== EXERCISE DIRECTIONS ==
Only the pictures stay out; every record is to be quoted exactly.
---- RAW DATA
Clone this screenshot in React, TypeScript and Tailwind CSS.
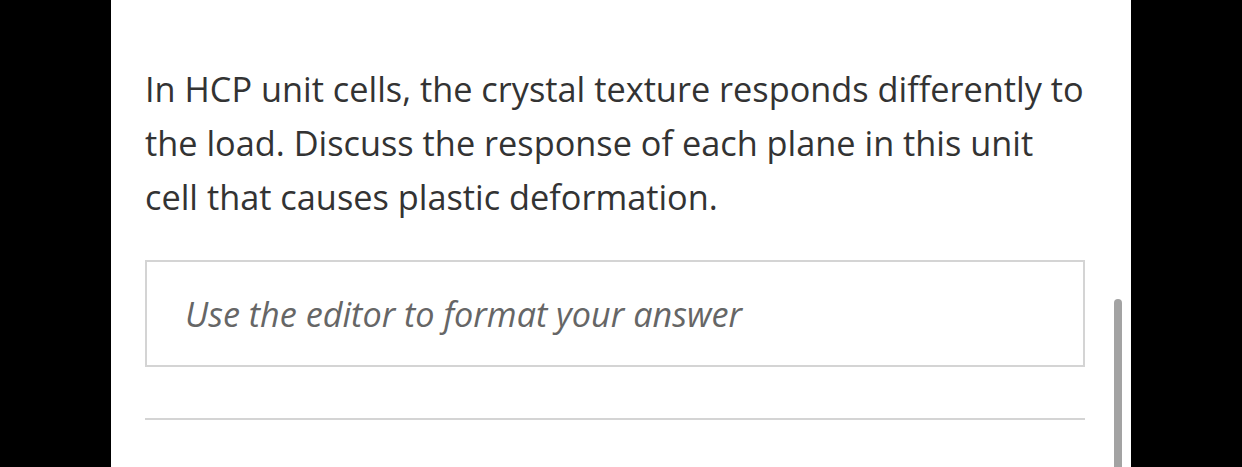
import React from "react";

function QuestionCard() {
  return (
    <div className="relative h-[467px] w-[1020px] bg-white overflow-hidden">
      <div className="pl-[34px] pt-[62px] w-[974px]">
        <p className="text-[#333333] text-[34.3px] leading-[54px] whitespace-nowrap font-['Open_Sans',sans-serif]">
          In HCP unit cells, the crystal texture responds differently to
          <br />
          the load. Discuss the response of each plane in this unit
          <br />
          cell that causes plastic deformation.
        </p>
        <div className="mt-[36px] h-[107px] border-2 border-[#d4d4d4] flex items-center pl-[38px]">
          <span className="italic text-[#666666] text-[34.2px] font-['Open_Sans',sans-serif]">
            Use the editor to format your answer
          </span>
        </div>
        <div className="mt-[51px] h-[2px] bg-[#d4d4d4]" />
      </div>
      {/* scrollbar */}
      <div className="absolute left-[1003px] top-[299px] w-[8px] h-[180px] rounded-t-full bg-[#a3a3a3]" />
    </div>
  );
}

export default function App() {
  return (
    <div className="w-[1242px] h-[467px] bg-black flex pl-[111px]">
      <QuestionCard />
    </div>
  );
}
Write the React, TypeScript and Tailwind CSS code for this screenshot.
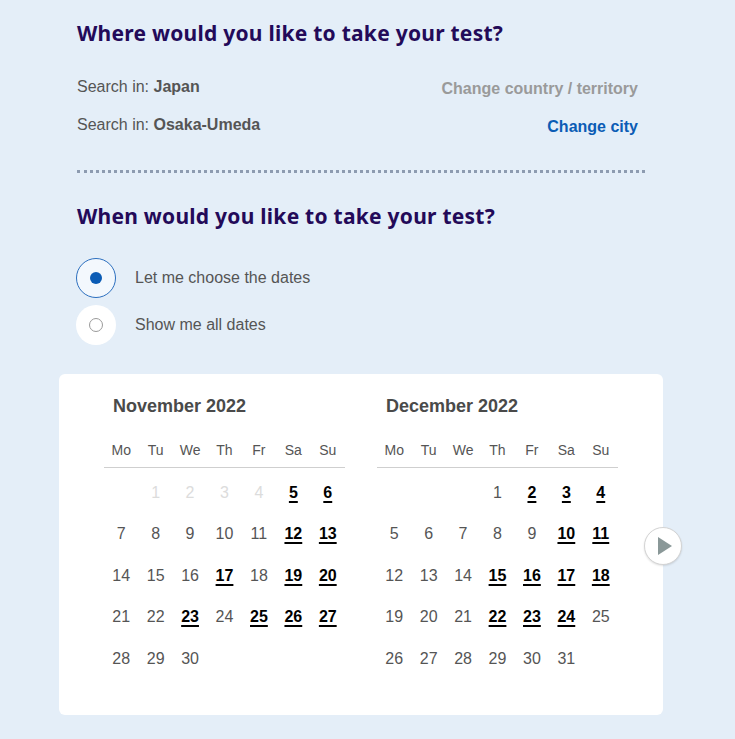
import React from "react";

type Day = { d: number; kind: "off" | "normal" | "open" };

const HEAD = ["Mo", "Tu", "We", "Th", "Fr", "Sa", "Su"];

function buildMonth(lead: number, total: number, open: number[], off: number[]): (Day | null)[] {
  const cells: (Day | null)[] = [];
  for (let i = 0; i < lead; i++) cells.push(null);
  for (let d = 1; d <= total; d++) {
    cells.push({ d, kind: off.includes(d) ? "off" : open.includes(d) ? "open" : "normal" });
  }
  while (cells.length % 7) cells.push(null);
  return cells;
}

const MONTHS = [
  {
    title: "November 2022",
    cells: buildMonth(1, 30, [5, 6, 12, 13, 17, 19, 20, 23, 25, 26, 27], [1, 2, 3, 4]),
  },
  {
    title: "December 2022",
    cells: buildMonth(3, 31, [2, 3, 4, 10, 11, 15, 16, 17, 18, 22, 23, 24], []),
  },
];

function Month({ title, cells }: { title: string; cells: (Day | null)[] }) {
  const rows: (Day | null)[][] = [];
  for (let i = 0; i < cells.length; i += 7) rows.push(cells.slice(i, i + 7));
  return (
    <div className="w-[241px]">
      <h3 className="ml-[9px] text-[18px] font-bold leading-6 text-[#4a4a4a]">{title}</h3>
      <div className="mt-[22px] grid grid-cols-7 border-b border-[#cfcfcf] pb-[7px]">
        {HEAD.map((h) => (
          <span key={h} className="text-center text-[14px] leading-5 text-[#555]">
            {h}
          </span>
        ))}
      </div>
      <div className="mt-[4px]">
        {rows.map((r, i) => (
          <div key={i} className="grid h-[41.5px] grid-cols-7 items-center">
            {r.map((c, j) =>
              c === null ? (
                <span key={j} />
              ) : c.kind === "open" ? (
                <a
                  key={j}
                  className="text-center text-[16px] font-bold text-black underline decoration-2 underline-offset-[3px]"
                >
                  {c.d}
                </a>
              ) : (
                <span
                  key={j}
                  className={
                    c.kind === "off"
                      ? "text-center text-[16px] text-[#dcdcdc]"
                      : "text-center text-[16px] text-[#555]"
                  }
                >
                  {c.d}
                </span>
              )
            )}
          </div>
        ))}
      </div>
    </div>
  );
}

export default function App() {
  return (
    <div className="min-h-[739px] bg-[#e4eef8] pl-[59px] font-['Liberation_Sans',Arial,sans-serif]">
      <div className="w-[604px]">
        <div className="px-[18px]">
          <h2 className="pt-[19px] font-['Noto_Sans',sans-serif] text-[21px] font-bold leading-7 tracking-[0.25px] text-[#230a59]">
            Where would you like to take your test?
          </h2>
          <div className="mt-[28px] flex h-[38px] justify-between pr-[7px] text-[16px] leading-6">
            <span className="text-[#555]">
              Search in: <b>Japan</b>
            </span>
            <a className="mt-[2px] font-bold text-[#9a9a9a]">Change country / territory</a>
          </div>
          <div className="flex h-[24px] justify-between pr-[7px] text-[16px] leading-6">
            <span className="text-[#555]">
              Search in: <b>Osaka-Umeda</b>
            </span>
            <a className="mt-[2px] font-bold text-[#0b5cb5]">Change city</a>
          </div>
          <div className="mt-[33px] border-t-[3px] border-dotted border-[#8d9bb0]" />
          <h2 className="mt-[29px] font-['Noto_Sans',sans-serif] text-[21px] font-bold leading-7 tracking-[0.25px] text-[#230a59]">
            When would you like to take your test?
          </h2>
          <div className="-ml-px mt-[28px] flex flex-col gap-[7px] text-[16px] text-[#555]">
            <label className="flex items-center gap-[19px]">
              <span className="flex h-10 w-10 items-center justify-center rounded-full border border-[#2c6fbf] bg-[#f3f8fd]">
                <span className="h-3 w-3 rounded-full bg-[#0b5cb5]" />
              </span>
              Let me choose the dates
            </label>
            <label className="flex items-center gap-[19px]">
              <span className="flex h-10 w-10 items-center justify-center rounded-full bg-white">
                <span className="h-[14px] w-[14px] rounded-full border border-[#9a9a9a]" />
              </span>
              Show me all dates
            </label>
          </div>
        </div>

        <div className="relative mt-[29px] flex gap-[32px] rounded-md bg-white pb-[35px] pl-[45px] pt-[20px]">
          {MONTHS.map((m) => (
            <Month key={m.title} title={m.title} cells={m.cells} />
          ))}
          <button className="absolute right-[-19px] top-[153px] flex h-[38px] w-[38px] items-center justify-center rounded-full border-[1.5px] border-[#d4d4d4] bg-white shadow-[0_1px_2px_rgba(0,0,0,0.12)]">
            <svg width="16" height="20" viewBox="0 0 16 20" className="ml-[3px]">
              <path d="M1 1 L15 10 L1 19 Z" fill="#8a9898" />
            </svg>
          </button>
        </div>
      </div>
    </div>
  );
}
--------
== SOLUTION TO THE EXERCISE ==
Clone this screenshot in React, TypeScript and Tailwind CSS.
import React from "react";

function QuestionCard() {
  return (
    <div className="relative h-[467px] w-[1020px] bg-white overflow-hidden">
      <div className="pl-[34px] pt-[62px] w-[974px]">
        <p className="text-[#333333] text-[34.3px] leading-[54px] whitespace-nowrap font-['Open_Sans',sans-serif]">
          In HCP unit cells, the crystal texture responds differently to
          <br />
          the load. Discuss the response of each plane in this unit
          <br />
          cell that causes plastic deformation.
        </p>
        <div className="mt-[36px] h-[107px] border-2 border-[#d4d4d4] flex items-center pl-[38px]">
          <span className="italic text-[#666666] text-[34.2px] font-['Open_Sans',sans-serif]">
            Use the editor to format your answer
          </span>
        </div>
        <div className="mt-[51px] h-[2px] bg-[#d4d4d4]" />
      </div>
      {/* scrollbar */}
      <div className="absolute left-[1003px] top-[299px] w-[8px] h-[180px] rounded-t-full bg-[#a3a3a3]" />
    </div>
  );
}

export default function App() {
  return (
    <div className="w-[1242px] h-[467px] bg-black flex pl-[111px]">
      <QuestionCard />
    </div>
  );
}
Write the React, TypeScript and Tailwind CSS code for this screenshot.
import React from "react";

type Day = { d: number; kind: "off" | "normal" | "open" };

const HEAD = ["Mo", "Tu", "We", "Th", "Fr", "Sa", "Su"];

function buildMonth(lead: number, total: number, open: number[], off: number[]): (Day | null)[] {
  const cells: (Day | null)[] = [];
  for (let i = 0; i < lead; i++) cells.push(null);
  for (let d = 1; d <= total; d++) {
    cells.push({ d, kind: off.includes(d) ? "off" : open.includes(d) ? "open" : "normal" });
  }
  while (cells.length % 7) cells.push(null);
  return cells;
}

const MONTHS = [
  {
    title: "November 2022",
    cells: buildMonth(1, 30, [5, 6, 12, 13, 17, 19, 20, 23, 25, 26, 27], [1, 2, 3, 4]),
  },
  {
    title: "December 2022",
    cells: buildMonth(3, 31, [2, 3, 4, 10, 11, 15, 16, 17, 18, 22, 23, 24], []),
  },
];

function Month({ title, cells }: { title: string; cells: (Day | null)[] }) {
  const rows: (Day | null)[][] = [];
  for (let i = 0; i < cells.length; i += 7) rows.push(cells.slice(i, i + 7));
  return (
    <div className="w-[241px]">
      <h3 className="ml-[9px] text-[18px] font-bold leading-6 text-[#4a4a4a]">{title}</h3>
      <div className="mt-[22px] grid grid-cols-7 border-b border-[#cfcfcf] pb-[7px]">
        {HEAD.map((h) => (
          <span key={h} className="text-center text-[14px] leading-5 text-[#555]">
            {h}
          </span>
        ))}
      </div>
      <div className="mt-[4px]">
        {rows.map((r, i) => (
          <div key={i} className="grid h-[41.5px] grid-cols-7 items-center">
            {r.map((c, j) =>
              c === null ? (
                <span key={j} />
              ) : c.kind === "open" ? (
                <a
                  key={j}
                  className="text-center text-[16px] font-bold text-black underline decoration-2 underline-offset-[3px]"
                >
                  {c.d}
                </a>
              ) : (
                <span
                  key={j}
                  className={
                    c.kind === "off"
                      ? "text-center text-[16px] text-[#dcdcdc]"
                      : "text-center text-[16px] text-[#555]"
                  }
                >
                  {c.d}
                </span>
              )
            )}
          </div>
        ))}
      </div>
    </div>
  );
}

export default function App() {
  return (
    <div className="min-h-[739px] bg-[#e4eef8] pl-[59px] font-['Liberation_Sans',Arial,sans-serif]">
      <div className="w-[604px]">
        <div className="px-[18px]">
          <h2 className="pt-[19px] font-['Noto_Sans',sans-serif] text-[21px] font-bold leading-7 tracking-[0.25px] text-[#230a59]">
            Where would you like to take your test?
          </h2>
          <div className="mt-[28px] flex h-[38px] justify-between pr-[7px] text-[16px] leading-6">
            <span className="text-[#555]">
              Search in: <b>Japan</b>
            </span>
            <a className="mt-[2px] font-bold text-[#9a9a9a]">Change country / territory</a>
          </div>
          <div className="flex h-[24px] justify-between pr-[7px] text-[16px] leading-6">
            <span className="text-[#555]">
              Search in: <b>Osaka-Umeda</b>
            </span>
            <a className="mt-[2px] font-bold text-[#0b5cb5]">Change city</a>
          </div>
          <div className="mt-[33px] border-t-[3px] border-dotted border-[#8d9bb0]" />
          <h2 className="mt-[29px] font-['Noto_Sans',sans-serif] text-[21px] font-bold leading-7 tracking-[0.25px] text-[#230a59]">
            When would you like to take your test?
          </h2>
          <div className="-ml-px mt-[28px] flex flex-col gap-[7px] text-[16px] text-[#555]">
            <label className="flex items-center gap-[19px]">
              <span className="flex h-10 w-10 items-center justify-center rounded-full border border-[#2c6fbf] bg-[#f3f8fd]">
                <span className="h-3 w-3 rounded-full bg-[#0b5cb5]" />
              </span>
              Let me choose the dates
            </label>
            <label className="flex items-center gap-[19px]">
              <span className="flex h-10 w-10 items-center justify-center rounded-full bg-white">
                <span className="h-[14px] w-[14px] rounded-full border border-[#9a9a9a]" />
              </span>
              Show me all dates
            </label>
          </div>
        </div>

        <div className="relative mt-[29px] flex gap-[32px] rounded-md bg-white pb-[35px] pl-[45px] pt-[20px]">
          {MONTHS.map((m) => (
            <Month key={m.title} title={m.title} cells={m.cells} />
          ))}
          <button className="absolute right-[-19px] top-[153px] flex h-[38px] w-[38px] items-center justify-center rounded-full border-[1.5px] border-[#d4d4d4] bg-white shadow-[0_1px_2px_rgba(0,0,0,0.12)]">
            <svg width="16" height="20" viewBox="0 0 16 20" className="ml-[3px]">
              <path d="M1 1 L15 10 L1 19 Z" fill="#8a9898" />
            </svg>
          </button>
        </div>
      </div>
    </div>
  );
}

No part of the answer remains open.